Problem description: Your task is to repeat all of the data exactly while excluding the pictures.

Information provided:
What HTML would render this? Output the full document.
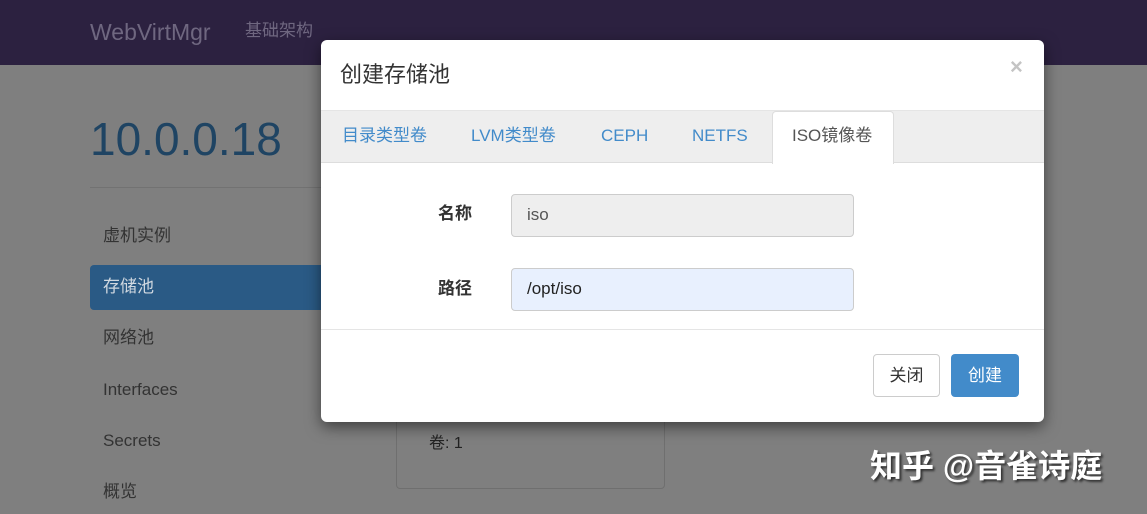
<!DOCTYPE html>
<html><head><meta charset="utf-8"><style>
*{box-sizing:border-box;margin:0;padding:0}
body{width:1147px;height:514px;overflow:hidden;background:#7f7f7f;font-family:"Liberation Sans","Noto Sans CJK SC",sans-serif;position:relative;line-height:20px}
.nav{position:absolute;left:0;top:0;width:1147px;height:65px;background:#2c2140}
.abs{position:absolute;white-space:nowrap}
.side{font-size:17px;color:#333}
.modal{position:absolute;left:321px;top:40px;width:723px;height:382px;background:#fff;border-radius:6px;box-shadow:0 5px 15px rgba(0,0,0,.5)}
.tabs{position:absolute;left:0;top:70px;width:723px;height:53px;background:#eee;border-top:1px solid #e5e5e5;border-bottom:1px solid #ddd}
.tab{position:absolute;top:15px;font-size:17px;color:#428bca}
.inp{position:absolute;left:190px;width:343px;height:43px;border:1px solid #ccc;border-radius:4px;font-size:17px;padding:10px 15px;color:#555}
.lbl{position:absolute;font-size:17px;font-weight:bold;color:#333}
</style></head><body>
<div class="nav"></div>
<div class="abs" style="left:90px;top:20px;font-size:23px;color:#6f6780;line-height:24px">WebVirtMgr</div>
<div class="abs" style="left:245px;top:21px;font-size:17px;color:#6f6780">基础架构</div>
<div class="abs" style="left:90px;top:116px;font-size:46px;color:#1f4463;line-height:46px">10.0.0.18</div>
<div class="abs" style="left:90px;top:187px;width:240px;height:1px;background:#727272"></div>
<div class="abs side" style="left:103px;top:226px">虚机实例</div>
<div class="abs" style="left:90px;top:265px;width:240px;height:45px;background:#2a5a85;border-radius:4px"></div>
<div class="abs side" style="left:103px;top:277px;color:#d0d8e0">存储池</div>
<div class="abs side" style="left:103px;top:328px">网络池</div>
<div class="abs side" style="left:103px;top:380px">Interfaces</div>
<div class="abs side" style="left:103px;top:431px">Secrets</div>
<div class="abs side" style="left:103px;top:482px">概览</div>
<div class="abs" style="left:396px;top:400px;width:269px;height:89px;border:1px solid #6f6f6f;border-radius:4px"></div>
<div class="abs" style="left:429px;top:434px;font-size:16px;color:#222">卷: 1</div>
<div class="abs" style="left:870px;top:449px;font-size:32px;font-weight:bold;color:#fff;text-shadow:2px 2px 2px #333;line-height:34px">知乎 @音雀诗庭</div>
<div class="modal">
 <div class="abs" style="left:19px;top:23px;font-size:22px;color:#333;line-height:24px">创建存储池</div>
 <div class="abs" style="left:689px;top:17px;font-size:22px;font-weight:bold;color:#c4c4c4">×</div>
 <div class="tabs">
  <div class="tab" style="left:21px">目录类型卷</div>
  <div class="tab" style="left:150px">LVM类型卷</div>
  <div class="tab" style="left:280px">CEPH</div>
  <div class="tab" style="left:371px">NETFS</div>
  <div style="position:absolute;left:451px;top:0;width:122px;height:53px;background:#fff;border:1px solid #ddd;border-bottom:none;border-radius:4px 4px 0 0"></div>
  <div class="tab" style="left:471px;color:#555">ISO镜像卷</div>
 </div>
 <div class="lbl" style="left:117px;top:164px">名称</div>
 <div class="inp" style="top:154px;background:#eee">iso</div>
 <div class="lbl" style="left:117px;top:239px">路径</div>
 <div class="inp" style="top:228px;background:#e8f0fe;color:#222">/opt/iso</div>
 <div class="abs" style="left:0;top:289px;width:723px;height:1px;background:#e5e5e5"></div>
 <div class="abs" style="left:552px;top:314px;width:67px;height:43px;border:1px solid #ccc;border-radius:4px;font-size:17px;color:#333;text-align:center;line-height:41px">关闭</div>
 <div class="abs" style="left:630px;top:314px;width:68px;height:43px;background:#428bca;border-radius:4px;font-size:17px;color:#fff;text-align:center;line-height:43px">创建</div>
</div>
</body></html>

Exercise result:
What HTML would render this? Output the full document.
<!DOCTYPE html>
<html><head><meta charset="utf-8"><style>
*{box-sizing:border-box;margin:0;padding:0}
body{width:1147px;height:514px;overflow:hidden;background:#7f7f7f;font-family:"Liberation Sans","Noto Sans CJK SC",sans-serif;position:relative;line-height:20px}
.nav{position:absolute;left:0;top:0;width:1147px;height:65px;background:#2c2140}
.abs{position:absolute;white-space:nowrap}
.side{font-size:17px;color:#333}
.modal{position:absolute;left:321px;top:40px;width:723px;height:382px;background:#fff;border-radius:6px;box-shadow:0 5px 15px rgba(0,0,0,.5)}
.tabs{position:absolute;left:0;top:70px;width:723px;height:53px;background:#eee;border-top:1px solid #e5e5e5;border-bottom:1px solid #ddd}
.tab{position:absolute;top:15px;font-size:17px;color:#428bca}
.inp{position:absolute;left:190px;width:343px;height:43px;border:1px solid #ccc;border-radius:4px;font-size:17px;padding:10px 15px;color:#555}
.lbl{position:absolute;font-size:17px;font-weight:bold;color:#333}
</style></head><body>
<div class="nav"></div>
<div class="abs" style="left:90px;top:20px;font-size:23px;color:#6f6780;line-height:24px">WebVirtMgr</div>
<div class="abs" style="left:245px;top:21px;font-size:17px;color:#6f6780">基础架构</div>
<div class="abs" style="left:90px;top:116px;font-size:46px;color:#1f4463;line-height:46px">10.0.0.18</div>
<div class="abs" style="left:90px;top:187px;width:240px;height:1px;background:#727272"></div>
<div class="abs side" style="left:103px;top:226px">虚机实例</div>
<div class="abs" style="left:90px;top:265px;width:240px;height:45px;background:#2a5a85;border-radius:4px"></div>
<div class="abs side" style="left:103px;top:277px;color:#d0d8e0">存储池</div>
<div class="abs side" style="left:103px;top:328px">网络池</div>
<div class="abs side" style="left:103px;top:380px">Interfaces</div>
<div class="abs side" style="left:103px;top:431px">Secrets</div>
<div class="abs side" style="left:103px;top:482px">概览</div>
<div class="abs" style="left:396px;top:400px;width:269px;height:89px;border:1px solid #6f6f6f;border-radius:4px"></div>
<div class="abs" style="left:429px;top:434px;font-size:16px;color:#222">卷: 1</div>
<div class="abs" style="left:870px;top:449px;font-size:32px;font-weight:bold;color:#fff;text-shadow:2px 2px 2px #333;line-height:34px">知乎 @音雀诗庭</div>
<div class="modal">
 <div class="abs" style="left:19px;top:23px;font-size:22px;color:#333;line-height:24px">创建存储池</div>
 <div class="abs" style="left:689px;top:17px;font-size:22px;font-weight:bold;color:#c4c4c4">×</div>
 <div class="tabs">
  <div class="tab" style="left:21px">目录类型卷</div>
  <div class="tab" style="left:150px">LVM类型卷</div>
  <div class="tab" style="left:280px">CEPH</div>
  <div class="tab" style="left:371px">NETFS</div>
  <div style="position:absolute;left:451px;top:0;width:122px;height:53px;background:#fff;border:1px solid #ddd;border-bottom:none;border-radius:4px 4px 0 0"></div>
  <div class="tab" style="left:471px;color:#555">ISO镜像卷</div>
 </div>
 <div class="lbl" style="left:117px;top:164px">名称</div>
 <div class="inp" style="top:154px;background:#eee">iso</div>
 <div class="lbl" style="left:117px;top:239px">路径</div>
 <div class="inp" style="top:228px;background:#e8f0fe;color:#222">/opt/iso</div>
 <div class="abs" style="left:0;top:289px;width:723px;height:1px;background:#e5e5e5"></div>
 <div class="abs" style="left:552px;top:314px;width:67px;height:43px;border:1px solid #ccc;border-radius:4px;font-size:17px;color:#333;text-align:center;line-height:41px">关闭</div>
 <div class="abs" style="left:630px;top:314px;width:68px;height:43px;background:#428bca;border-radius:4px;font-size:17px;color:#fff;text-align:center;line-height:43px">创建</div>
</div>
</body></html>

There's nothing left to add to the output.